The castellan laughed, and Jo shyly smiled at him. “Jo,” the man said, “these are pants to wear only on special occasions—perhaps even only this once.”
Jo frowned. “To wear only once?” she asked, perplexed. “Isn’t th
at awfully extravagant? Can the baroness afford breeches for everyone for every occasion?” she asked anxiously.
The castellan rubbed his heavy jowls. “What is the matter with you, my dear?” he asked kindly, though he tried to mask that by making his voice even more gruff. His pale blue eyes almost disappeared in the folds of his face.
Then realization touched his face. “Ah,” he said quietly. “Were you very poor?”
Jo blinked once or twice rapidly. Sir Graybow had a most disconcerting habit of asking astute questions. She walked toward one of the tower’s windows. She could see servants scurrying about below in preparation for the night’s festivities. She turned to face the castellan. “Yes,” she said simply, “I was very poor”

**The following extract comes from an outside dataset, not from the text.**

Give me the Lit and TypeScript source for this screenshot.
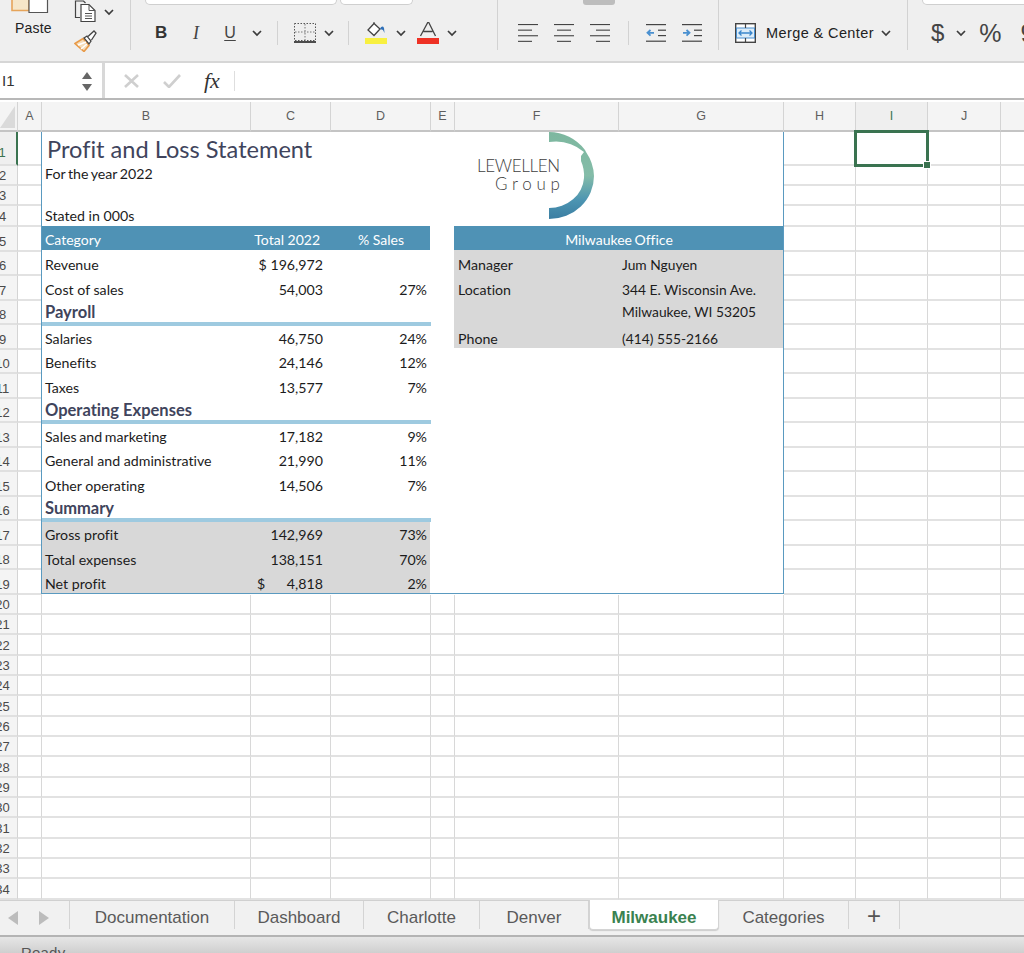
import { LitElement, html, css, svg } from "lit";
import { customElement } from "lit/decorators.js";

const COLS = ["A", "B", "C", "D", "E", "F", "G", "H", "I", "J", "K"];
const ROW_COUNT = 34;
const rowHeight = (n: number) => (n === 1 ? 34 : n === 4 ? 21 : n < 4 ? 20 : n <= 19 ? 24.53 : 20.33);

type Cell = { c: number; r: number; t: string; k?: string; span?: number };

const money = (r: number, n: string, p: string, sym = false): Cell[] => [
  { c: 2, r, t: n, k: sym ? "num acct" : "num" },
  { c: 3, r, t: p, k: "pct" },
];

const CELLS: Cell[] = [
  { c: 1, r: 1, t: "Profit and Loss Statement", k: "title", span: 3 },
  { c: 1, r: 2, t: "For the year 2022", span: 3, k: "up tight" },
  { c: 1, r: 4, t: "Stated in 000s", span: 3, k: "up1" },
  { c: 1, r: 5, t: "Category", k: "hd" },
  { c: 2, r: 5, t: "Total 2022", k: "hd total" },
  { c: 3, r: 5, t: "% Sales", k: "hd sales dcol" },
  { c: 1, r: 6, t: "Revenue" },
  { c: 2, r: 6, t: "$ 196,972", k: "num" },
  { c: 1, r: 7, t: "Cost of sales" },
  ...money(7, "54,003", "27%"),
  { c: 1, r: 8, t: "Payroll", k: "sec", span: 3 },
  { c: 1, r: 9, t: "Salaries" },
  ...money(9, "46,750", "24%"),
  { c: 1, r: 10, t: "Benefits" },
  ...money(10, "24,146", "12%"),
  { c: 1, r: 11, t: "Taxes" },
  ...money(11, "13,577", "7%"),
  { c: 1, r: 12, t: "Operating Expenses", k: "sec", span: 3 },
  { c: 1, r: 13, t: "Sales and marketing", k: "tight" },
  ...money(13, "17,182", "9%"),
  { c: 1, r: 14, t: "General and administrative" },
  ...money(14, "21,990", "11%"),
  { c: 1, r: 15, t: "Other operating" },
  ...money(15, "14,506", "7%"),
  { c: 1, r: 16, t: "Summary", k: "sec", span: 3 },
  { c: 1, r: 17, t: "Gross profit", k: "gray" },
  { c: 2, r: 17, t: "142,969", k: "gray num" },
  { c: 3, r: 17, t: "73%", k: "gray pct dcol" },
  { c: 1, r: 18, t: "Total expenses", k: "gray" },
  { c: 2, r: 18, t: "138,151", k: "gray num" },
  { c: 3, r: 18, t: "70%", k: "gray pct dcol" },
  { c: 1, r: 19, t: "Net profit", k: "gray up1" },
  { c: 2, r: 19, t: "4,818", k: "gray num acct up1" },
  { c: 3, r: 19, t: "2%", k: "gray pct dcol up1" },
  { c: 5, r: 5, t: "Milwaukee Office", k: "hd center tight", span: 2 },
  { c: 5, r: 6, t: "Manager", k: "gray side" },
  { c: 6, r: 6, t: "Jum Nguyen", k: "gray val" },
  { c: 5, r: 7, t: "Location", k: "gray side" },
  { c: 6, r: 7, t: "344 E. Wisconsin Ave.", k: "gray val" },
  { c: 5, r: 8, t: "", k: "gray side" },
  { c: 6, r: 8, t: "Milwaukee, WI 53205", k: "gray val up4" },
  { c: 5, r: 9, t: "Phone", k: "gray side" },
  { c: 6, r: 9, t: "(414) 555-2166", k: "gray val" },
];

const chev = html`<svg class="chev" viewBox="0 0 10 7"><path d="M1 1l4 4 4-4" fill="none" stroke="#3c3c3c" stroke-width="1.7"/></svg>`;
const alignIcon = (rows: [number, number][]) => html`<svg class="ic20" viewBox="0 0 20 20">${rows.map(
  ([a, b], i) => svg`<rect x=${a} y=${1 + i * 5.6} width=${b - a} height="1.1" fill="#444"/>`
)}</svg>`;
const indentIcon = (flip: boolean) => html`<svg class="ic20" viewBox="0 0 20 20">
  <rect x="0" y="1" width="20" height="1.2" fill="#444"/><rect x="0" y="17.6" width="20" height="1.2" fill="#444"/>
  <rect x="12" y="6.6" width="8" height="1.2" fill="#444"/><rect x="12" y="12" width="8" height="1.2" fill="#444"/>
  <path d=${flip ? "M1 9.8h6M4.5 7l3 2.8-3 2.8" : "M8 9.8H2M4.5 7l-3 2.8 3 2.8"} fill="none" stroke="#4a90d0" stroke-width="1.8"/>
</svg>`;

@customElement("app-root")
export class AppRoot extends LitElement {
  static styles = css`
    :host { display: block; width: 1024px; height: 953px; overflow: hidden; background: #fff; font-family: "Liberation Sans", Arial, sans-serif; color: #222; }
    .ribbon { height: 61px; background: #efefef; border-bottom: 2px solid #d6d6d6; display: flex; overflow: hidden; }
    .grp { border-right: 1px solid #d2d2d2; height: 50px; flex: none; box-sizing: border-box; position: relative; }
    .g-clip { width: 131px; display: grid; grid-template-columns: 74px 22px 16px; grid-template-rows: 28px 22px; }
    .paste { grid-row: 1 / 3; display: flex; flex-direction: column; align-items: flex-start; padding-left: 11px; }
    .paste svg { width: 38px; height: 14px; display: block; }
    .paste span { font-size: 14px; line-height: 16px; margin: 6px 0 0 4px; letter-spacing: .2px; }
    .copy { width: 22px; height: 23px; display: block; }
    .brush { width: 23px; height: 22px; display: block; margin-top: 2px; }
    .chev { width: 10px; height: 7px; display: block; flex: none; }
    .copychev { padding: 9px 0 0 8px; }
    .g-font { width: 367px; }
    .g-align { width: 221px; }
    .g-num { flex: 1; border-right: 0; }
    .tops { display: flex; height: 5px; }
    .box { background: #fff; border: 1px solid #cfcfcf; border-top: 0; border-radius: 0 0 5px 5px; height: 5px; box-sizing: border-box; flex: none; }
    .tools { display: flex; align-items: center; height: 22px; margin-top: 17px; }
    .sep { width: 1px; height: 24px; background: #d2d2d2; flex: none; }
    .b { font-weight: 700; font-size: 17px; color: #333; width: 12px; text-align: center; }
    .i { font-family: "Liberation Serif", serif; font-style: italic; font-size: 18px; color: #444; width: 12px; text-align: center; }
    .u { font-size: 16px; color: #444; text-decoration: underline; width: 12px; text-align: center; text-underline-offset: 2px; }
    .ic20 { width: 20px; height: 20px; display: block; flex: none; }
    .merge { font-size: 14.5px; letter-spacing: .4px; color: #222; white-space: nowrap; }
    .dollar { font-size: 24px; color: #444; line-height: 22px; }
    .pctb { font-size: 25px; color: #444; line-height: 22px; }
    .formula { height: 35px; display: flex; align-items: center; background: #fff; border-bottom: 2px solid #b8b8b8; }
    .name { height: 35px; box-sizing: border-box; border-right: 3px solid #d8d8d8; width: 105px; display: flex; align-items: center; justify-content: space-between; padding: 0 10px 0 2px; font-size: 15px; color: #333; flex: none; }
    .stepper { display: flex; flex-direction: column; gap: 5px; }
    .stepper i { display: block; width: 0; height: 0; border-left: 5px solid transparent; border-right: 5px solid transparent; }
    .stepper i.up { border-bottom: 7px solid #666; }
    .stepper i.dn { border-top: 7px solid #666; }
    .fbtn { display: flex; align-items: center; margin-left: 19px; gap: 24px; }
    .fbtn svg { width: 15px; height: 14px; display: block; }
    .fx { font-family: "Liberation Serif", serif; font-style: italic; font-size: 22px; color: #333; margin-left: -1px; width: 20px; }
    .fdiv { width: 1px; height: 20px; background: #dedede; margin-left: -14px; }
    .gap { height: 2px; background: #fff; }
    .sheet { position: relative; display: grid; margin-left: -12px; width: 1036px; background: #fff; font-family: Lato, sans-serif; font-variant-ligatures: none; }
    .hc { background: #f4f4f4; border-right: 1px solid #d4d4d4; border-bottom: 2px solid #c4c4c4; box-sizing: border-box; display: flex; align-items: center; justify-content: center; font: 12.5px "Liberation Sans", sans-serif; color: #5e5e5e; }
    .hc.on { background: #efefef; color: #3a7350; }
    .corner { position: relative; justify-content: flex-end; }
    .corner svg { width: 16px; height: 22px; position: absolute; left: 12px; top: 4px; }
    .rh { background: #f4f4f4; border-right: 1px solid #d4d4d4; border-bottom: 2px solid #e0e0e0; box-sizing: border-box; display: flex; align-items: flex-end; justify-content: center; font: 13px/16px "Liberation Sans", sans-serif; color: #4a4a4a; }
    .rh.on { background: #efefef; color: #3a7350; border-right: 2px solid #3a7350; padding-bottom: 3px; }
    .cell { border-right: 1px solid #d8d8d8; border-bottom: 2px solid #e2e2e2; box-sizing: border-box; background: #fff; }
    .block { position: relative; align-self: start; background: #fff; display: grid; grid-template-columns: 209px 80px 100px 24px 164px 165px; grid-template-rows: 33px 20px 20px 21px 24px 24.5px 24.5px 27px 22px 24.5px 24.5px 27px 22.5px 24px 25px 26.5px 22.5px 25px 24.5px; grid-column: 3 / 9; grid-row: 2 / 21; }
    .block::after { content: ""; position: absolute; inset: 0 0 0 -1px; border-left: 1px solid #5a9ac0; border-right: 1px solid #5a9ac0; border-bottom: 1px solid #5a9ac0; pointer-events: none; }
    .t { font-size: 14.2px; line-height: 18px; color: #1c1c1c; display: flex; align-items: flex-end; padding: 0 0 .5px 3px; white-space: nowrap; min-width: 0; }
    .title { font-size: 23.6px; line-height: 32px; color: #40445c; padding: 1px 0 0 5px; align-items: flex-start; }
    .up { padding-bottom: 2px; }
    .up1 { padding-bottom: 1.500px; }
    .up4 { padding-bottom: 5px; }
    .tight { word-spacing: -1px; }
    .hd { background: #4f92b5; color: #fff; padding-bottom: 1px; font-size: 14px; }
    .total { justify-content: flex-end; padding-right: 11px; }
    .sales { justify-content: center; padding-right: 0; }
    .center { justify-content: center; padding-left: 0; padding-right: 0; margin-left: -1px; }
    .num { justify-content: flex-end; padding-right: 8px; position: relative; }
    .pct { justify-content: flex-end; padding-right: 4px; }
    .dcol { margin-right: 1px; padding-right: 3px; }
    .sales.dcol { padding-right: 2px; }
    .acct::before { content: "$"; margin-right: auto; padding-left: 3px; }
    .sec { font-size: 16.5px; font-weight: 700; color: #40445c; border-bottom: 4px solid #9ecae0; padding-bottom: 0; line-height: 20px; }
    .gray { background: #d8d8d8; }
    .side { padding-left: 4px; margin-left: -1px; }
    .val { padding-left: 3px; font-size: 13.8px; }
    .logo { grid-column: 5 / 7; grid-row: 1 / 5; display: block; width: 329px; height: 94px; }
    .logo text { font-family: Lato, sans-serif; font-weight: 300; fill: #3e3e3e; }
    .sel { position: absolute; left: 866px; top: 28px; width: 75px; height: 37px; box-sizing: border-box; border: 3px solid #3a7350; }
    .sel i { position: absolute; right: -5px; bottom: -5px; width: 8px; height: 8px; background: #3a7350; border: 1px solid #fff; box-sizing: border-box; }
    .tabs { height: 35px; box-sizing: border-box; background: #f1f1f1; border-top: 1px solid #d0d0d0; display: flex; font-size: 17px; color: #5a5a5a; }
    .nav { width: 70px; display: flex; align-items: center; gap: 21px; padding: 6px 0 0 8px; box-sizing: border-box; flex: none; height: 28px; border-right: 1px solid #d4d4d4; }
    .nav i { width: 0; height: 0; display: block; border-top: 7px solid transparent; border-bottom: 7px solid transparent; }
    .nav i.l { border-right: 10px solid #bcbcbc; }
    .nav i.r { border-left: 10px solid #bcbcbc; }
    .tab { height: 28px; padding-top: 6px; display: flex; align-items: center; justify-content: center; border-right: 1px solid #d4d4d4; box-sizing: border-box; flex: none; }
    .tab.active { background: #fff; color: #3a8250; font-weight: 700; height: 30px; padding-top: 7px; margin-top: -1px; border: 1px solid #d4d4d4; border-top: 0; border-radius: 0 0 4px 4px; box-shadow: 0 1px 1px #ccc; }
    .plus { font-size: 24px; color: #555; padding-top: 2px; }
    .status { height: 18px; box-sizing: border-box; border-top: 2px solid #b4b4b4; background: linear-gradient(#e6e6e6, #cfcfcf); font-size: 15px; color: #555; padding: 7px 0 0 21px; overflow: hidden; line-height: 18px; letter-spacing: .2px; }
  `;

  private ribbon() {
    return html`<div class="ribbon">
      <div class="grp g-clip">
        <div class="paste">
          <svg viewBox="0 0 38 14"><path d="M1 0v10.5h17V0" fill="#f6e6c8" stroke="#e6a45a" stroke-width="1.6"/><path d="M18 0v12.5h18.5V0" fill="#fff" stroke="#555" stroke-width="1.2"/></svg>
          <span>Paste</span>
        </div>
        <svg class="copy" viewBox="0 0 22 23"><path d="M6 17.5H1.500V1h8l2 2" fill="none" stroke="#444" stroke-width="1.200"/><path d="M7 4.500h8l6 6v11H7z" fill="#fff" stroke="#444" stroke-width="1.200"/><path d="M15 5v5.500h6M11 13.500h7M11 16h7M11 18.500h7" fill="none" stroke="#555" stroke-width="1"/></svg>
        <div class="copychev">${chev}</div>
        <svg class="brush" viewBox="0 0 23 22"><path d="M1 13.500l8-5 6 7-5 6z" fill="#f6dcb8" stroke="#e89a48" stroke-width="1.600"/><path d="M4 15l8-3M7 19l6-5" stroke="#fff" stroke-width="1.500"/><path d="M10 8l3-2 4 5-2 3z" fill="#fff" stroke="#444" stroke-width="1.300"/><path d="M14 6.500l6-5.500 2 2-4.500 7" fill="#fff" stroke="#444" stroke-width="1.300"/></svg>
      </div>

      <div class="grp g-font">
        <div class="tops"><div class="box" style="margin-left:14px;width:192px"></div><div class="box" style="margin-left:3px;width:73px"></div></div>
        <div class="tools">
          <span class="b" style="margin-left:24px">B</span>
          <span class="i" style="margin-left:23px">I</span>
          <span class="u" style="margin-left:22px">U</span>
          <span style="margin-left:16px">${chev}</span>
          <div class="sep" style="margin-left:15px"></div>
          <svg class="ic20" viewBox="0 0 22 20" style="margin-left:16px;width:22px"><rect x=".5" y=".5" width="21" height="17" fill="none" stroke="#555" stroke-dasharray="1.5 1.5"/><path d="M11 1v16M1 9h20" stroke="#777" stroke-dasharray="1.5 1.5"/><path d="M0 19h22" stroke="#222" stroke-width="1.6"/></svg>
          <span style="margin-left:8px">${chev}</span>
          <div class="sep" style="margin-left:14px"></div>
          <svg viewBox="0 0 22 22" style="margin-left:16px;width:22px;height:22px;display:block;flex:none"><path d="M9 1.500l-6 6.500 6 5.500 6-6.500z" fill="#fff" stroke="#444" stroke-width="1.300"/><path d="M9 2V0" stroke="#444"/><path d="M15 7c1.500-3 3-3 4-1l.500 5-1.500-3z" fill="#2f70b8"/><rect x="0" y="16" width="22" height="6" fill="#f8f040"/></svg>
          <span style="margin-left:9px">${chev}</span>
          <svg viewBox="0 0 22 22" style="margin-left:11px;width:22px;height:22px;display:block;flex:none"><path d="M3.500 14L11 0h.5L18.500 14M6.500 9.500h9" fill="none" stroke="#444" stroke-width="1.300"/><rect x="0" y="16" width="22" height="6" fill="#ee3124"/></svg>
          <span style="margin-left:8px">${chev}</span>
        </div>
      </div>

      <div class="grp g-align">
        <div class="tops"><div style="margin-left:85px;width:32px;height:5px;background:#bdbdbd;border-radius:0 0 3px 3px"></div></div>
        <div class="tools">
          <span style="margin-left:20px">${alignIcon([[0, 20], [0, 14], [0, 20], [0, 14]])}</span>
          <span style="margin-left:16px">${alignIcon([[0, 20], [3, 17], [0, 20], [3, 17]])}</span>
          <span style="margin-left:16px">${alignIcon([[0, 20], [6, 20], [0, 20], [6, 20]])}</span>
          <div class="sep" style="margin-left:18px"></div>
          <span style="margin-left:17px">${indentIcon(false)}</span>
          <span style="margin-left:16px">${indentIcon(true)}</span>
        </div>
      </div>

      <div class="grp" style="width:189px">
        <div class="tools" style="margin-top:22px">
          <svg class="ic20" viewBox="0 0 21 20" style="margin-left:16px;width:21px"><rect x=".7" y=".7" width="19.600" height="18.600" fill="#fff" stroke="#444" stroke-width="1.400"/><rect x="1.500" y="5" width="18" height="10" fill="#dcecf8" stroke="#4a90d0" stroke-width="1"/><path d="M10.500 1v4M10.500 15v4" stroke="#444" stroke-width="1.200"/><path d="M4 10h13M6.500 7.500L4 10l2.500 2.500M14.500 7.500L17 10l-2.500 2.500" fill="none" stroke="#3a86cc" stroke-width="1.300"/></svg>
          <span class="merge" style="margin-left:10px">Merge &amp; Center</span>
          <span style="margin-left:7px">${chev}</span>
        </div>
      </div>

      <div class="grp g-num">
        <div class="tops"><div class="box" style="margin-left:14px;width:120px"></div></div>
        <div class="tools">
          <span class="dollar" style="margin-left:23px">$</span>
          <span style="margin-left:12px">${chev}</span>
          <span class="pctb" style="margin-left:13px">%</span>
          <span class="pctb" style="margin-left:19px">9</span>
        </div>
      </div>
    </div>`;
  }

  private formula() {
    return html`<div class="formula">
      <div class="name"><span>I1</span><div class="stepper"><i class="up"></i><i class="dn"></i></div></div>
      <div class="fbtn">
        <svg viewBox="0 0 15 14"><path d="M1 1l13 12M14 1L1 13" stroke="#cfcfcf" stroke-width="2.600" fill="none"/></svg>
        <svg viewBox="0 0 18 14" style="width:18px"><path d="M1 8l5 5L17 1" stroke="#cfcfcf" stroke-width="2.600" fill="none"/></svg>
        <span class="fx">fx</span>
        <div class="fdiv"></div>
      </div>
    </div>`;
  }

  private logo() {
    return html`<svg class="logo" viewBox="455 132 329 94">
      <defs><linearGradient id="lg" x1="0" y1="0" x2="0" y2="1">
        <stop offset="0" stop-color="#7db79f"/><stop offset=".5" stop-color="#84bca8"/><stop offset=".78" stop-color="#4d95b2"/><stop offset="1" stop-color="#3b7ea2"/>
      </linearGradient></defs>
      <path fill="url(#lg)" d="M549 132A46 46 0 0 1 585 150L586 152A45 45 0 0 1 594 176A45 43 0 0 1 549 219L549 208A35 32 0 0 0 584 178A36 36 0 0 0 581 161L581 156L584 152A44 44 0 0 0 549 142Z"/>
      <text x="477" y="172" font-size="17" textLength="83" lengthAdjust="spacing">LEWELLEN</text>
      <text x="495" y="190" font-size="17" textLength="65" lengthAdjust="spacing">Group</text>
    </svg>`;
  }

  private sheet() {
    const rows = Array.from({ length: ROW_COUNT }, (_, i) => i + 1);
    const tracks = rows.map((n) => `${rowHeight(n)}px`).join(" ");
    const grid = `grid-template-columns:30px 24px 209px 80px 100px 24px 164px 165px 72px 72px 73px 73px;grid-template-rows:30px ${tracks}`;
    return html`<div class="sheet" style=${grid}>
      <div class="hc corner"><svg viewBox="0 0 16 22"><path d="M15 0v22H0z" fill="#dadada"/></svg></div>
      ${COLS.map((c) => html`<div class="hc ${c === "I" ? "on" : ""}">${c}</div>`)}
      ${rows.map((r) => html`
        <div class="rh ${r === 1 ? "on" : ""}" style="grid-row:${r + 1};grid-column:1">${r}</div>
        ${COLS.map((_, ci) => (r <= 19 && ci >= 1 && ci <= 6 ? "" : html`<div class="cell" style="grid-row:${r + 1};grid-column:${ci + 2}"></div>`))}
      `)}
      <div class="block">
        ${this.logo()}
        ${CELLS.map((x) => html`<div class="t ${x.k ?? ""}" style="grid-column:${x.c}${x.span ? ` / span ${x.span}` : ""};grid-row:${x.r}">${x.t}</div>`)}
      </div>
      <div class="sel"><i></i></div>
    </div>`;
  }

  private tabs() {
    const tabs: [string, number, boolean?][] = [
      ["Documentation", 165], ["Dashboard", 129], ["Charlotte", 116], ["Denver", 109], ["Milwaukee", 130, true], ["Categories", 130],
    ];
    return html`<div class="tabs">
      <div class="nav"><i class="l"></i><i class="r"></i></div>
      ${tabs.map(([t, w, a]) => html`<div class="tab ${a ? "active" : ""}" style="width:${w}px">${t}</div>`)}
      <div class="tab plus" style="width:51px">+</div>
    </div>`;
  }

  render() {
    return html`${this.ribbon()}${this.formula()}<div class="gap"></div>${this.sheet()}${this.tabs()}<div class="status">Ready</div>`;
  }
}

“Tell me about your parents,” Sir Graybow suggested. He sat down on one of the nearby settees. Jo leaned against the rough stuccoed wall and looked at the castellan, while Sir Graybow continued. “Flinn told me about them—how they never showed up at the port in Specularum as planned,” Graybow said gently. “What a terrible loss for a little girl.”
As always, Sir Graybow’s sensitivity undid her. Jo had never known anyone who was so habitually kind. Even Flinn had never been actually kind to her. Jo looked down at her hands, resting on her lap. Beneath her hands shone the golden yellow tunic of a squire. Midnight-blue threads created a swirling floral embroidery around the center of the tunic, and an intricate lacework about the tunic’s edges. Jo was proud to wear that tunic tonight, to be recognized before all the people of Penhaligon as worthy to wear it. She picked off a stray thread and then looked at Sir Graybow, who was sitting nearby and waiting patiently. Jo shrugged.
“Did you know I have a brother?” Jo asked quietly. “At least I think I have a brother. I remember my mother holding a crying baby and hugging him so fiercely he cried all the harder.”
“When was this?” Graybow asked gently. His face softened with concern.